At first, I was merely curious about why he was standing on the street side of the cars and not the sidewalk side, but as I got closer I noticed him bend over and, apparently, check out the grill of the Subaru. He then stood up straight, stuffed his hands in his pockets and casually glanced around the street. After a few seconds he stepped over near the back door of the Subaru bent over and looked underneath it. Again, he stood up, returned his hands to his pocket, and waited, taking in the street at the same time.

After another few seconds he stepped back to the front wheel of the pickup (it had nice chrome wheels complete with new tires that still had the nubs on them), crouched down on one knee with his hand on the tire, and looked at the underside of the pickup.

I know what you’re thinking: I was thinking the same thing.

Less than a block separated us now. Even though the kid had checked out the street a couple of times, it appeared he hadn’t noticed me. My mind began racing, considering what I should do. If he was casing these two cars to steal or strip them, it would be wrong to just walk by as if nothing was going on, right?

I needed (wanted) to be the hero in this story. At first, I contemplated calling the police non-emergency number (I have it in my phone for the drop-in center) and suggesting a casual drive by, but that might just delay the inevitable. I then thought about walking right up to the door of the house and warn them that some kid was checking out their cars.

I did neither of those things because my missionary impulses took over. What I really wanted to do was say something to the kid as I passed that was so pithy, so wise, so profound that it would show him the error of his ways and redirect his life. I could see him later in life as a respected and successful businessman giving a speech at a Chamber of Commerce event honoring him. I could hear him saying, “The turning point of my life came when I was in high school. I was getting ready to steal a car and this guy I had never seen before walked by and said, '__________________.' The light bulb just went on. It changed my life forever.”

I stepped up onto the curb behind the vehicles and came up the sidewalk alongside the pickup. My mind was still churning because I hadn’t quite figured out what to say. But I had determined my course of action so I breathed a quick prayer asking God to give me the right words and I moved ahead confident they would come.

The young man was still standing in the street near the front of the pickup. As I passed the cab of the truck I happened to glance down. There sitting next to the curb was a rather large, gray, Angora Rabbit.

I like to think that I at least have a firm grasp on the obvious. But what I was obviously seeing in front of me was so unexpected, and was so contrary to the story I had created in my mind, that the pithy, and wise and profound words I planned on speaking to the young man were replaced by a stupid question,

“Is that a rabbit?”
(do not worry about how or what you are to speak in your defense, or what you are to say; for the Holy Spirit will teach you in that very hour what you ought to say.” Matthew 12:11-12)

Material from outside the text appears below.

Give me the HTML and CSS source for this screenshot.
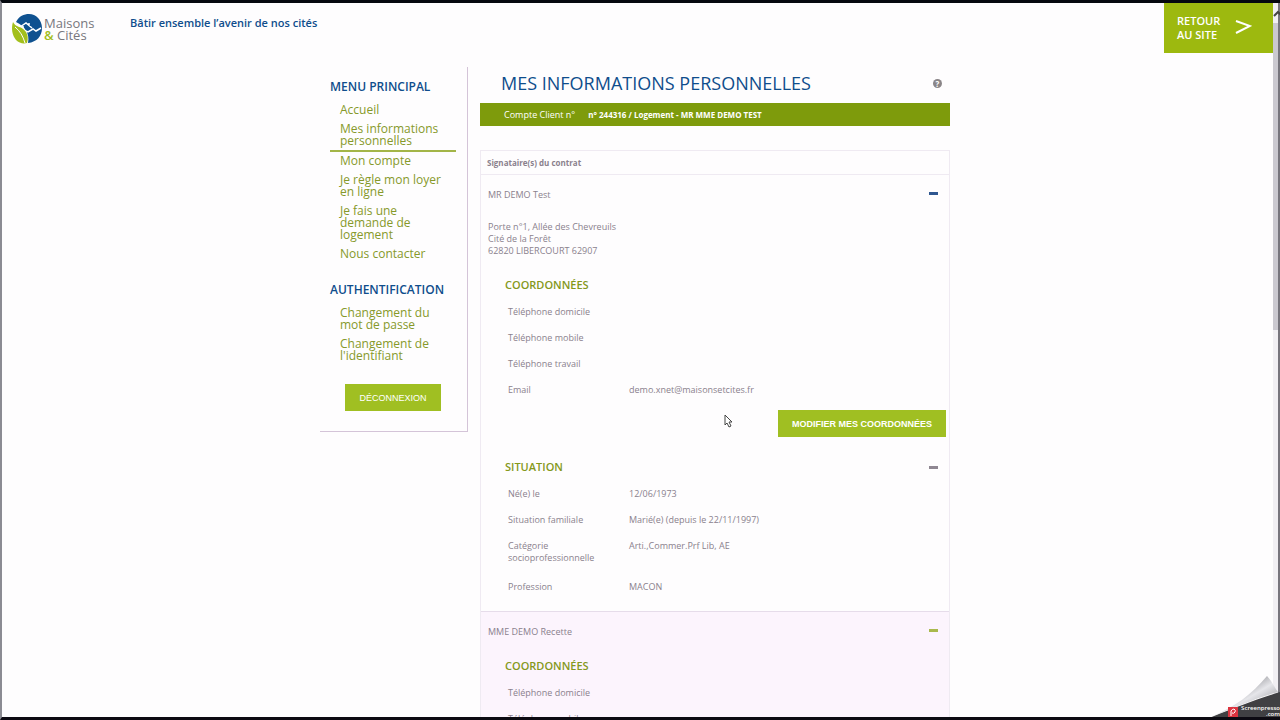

The kid just chuckled and said, “Yessir, just taking her out for her morning exercise.”

I could now see the same Chamber honors banquet in my mind, only now the adult version of this kid was saying, “The turning point of my life came when I was in high school. I was walking my rabbit when an old guy came by and asked me if my rabbit was a rabbit. The lightbulb just went on. I decided right then I didn’t want to be an idiot when I got to be old and gray.”

We all need stories. Every encounter and experience we have needs to be firmly housed in a story. If we don’t know the real story, it is human nature to make one up. The problem with that is, we can only make up a story from our own point of view, based on our own experience, yet we tend to judge people and react to people according to the story we’ve made up in our own minds.

In this case my story took a kid who was out walking his rabbit and turned him into a car thief.

I see this in relation to our guests at the drop-in center. We occasionally have groups that want to come in and “witness” to the homeless that we serve there. We discourage that. I understand that they do this out of compassion, I pray that our guests would meet Jesus too. But most often what those groups want to do is come in, fix our guests, and then go back to their own lives with a sense of accomplishment.

Our guests are people with stories, histories, successes, failures, traumas, joys and tragedies. To assume that we know anything about another person without hearing and acknowledging their story is at least thoughtless, and teeters dangerously toward arrogance. Most of the time when I listen to the stories of our friends at the drop-in center I come away thinking that they are handling their situation far better than I probably would if I were in their shoes.

We don’t just do this with the homeless. Lack of knowing someone’s story can color how we treat people who are LGBTQ+, or those who are going through a divorce, or those who have lost their jobs, or are Muslim, or suffer with addiction or depression.

Having a story is part of being a person; ignoring someone’s story robs them of that dignity.

I started walking in the mornings to see what God might be noticing in Newberg, but what I have learned so far is what God is noticing in me.

I can say that because of me our community is rid of one car thief, but it was a car thief that was born and raised in my own mind.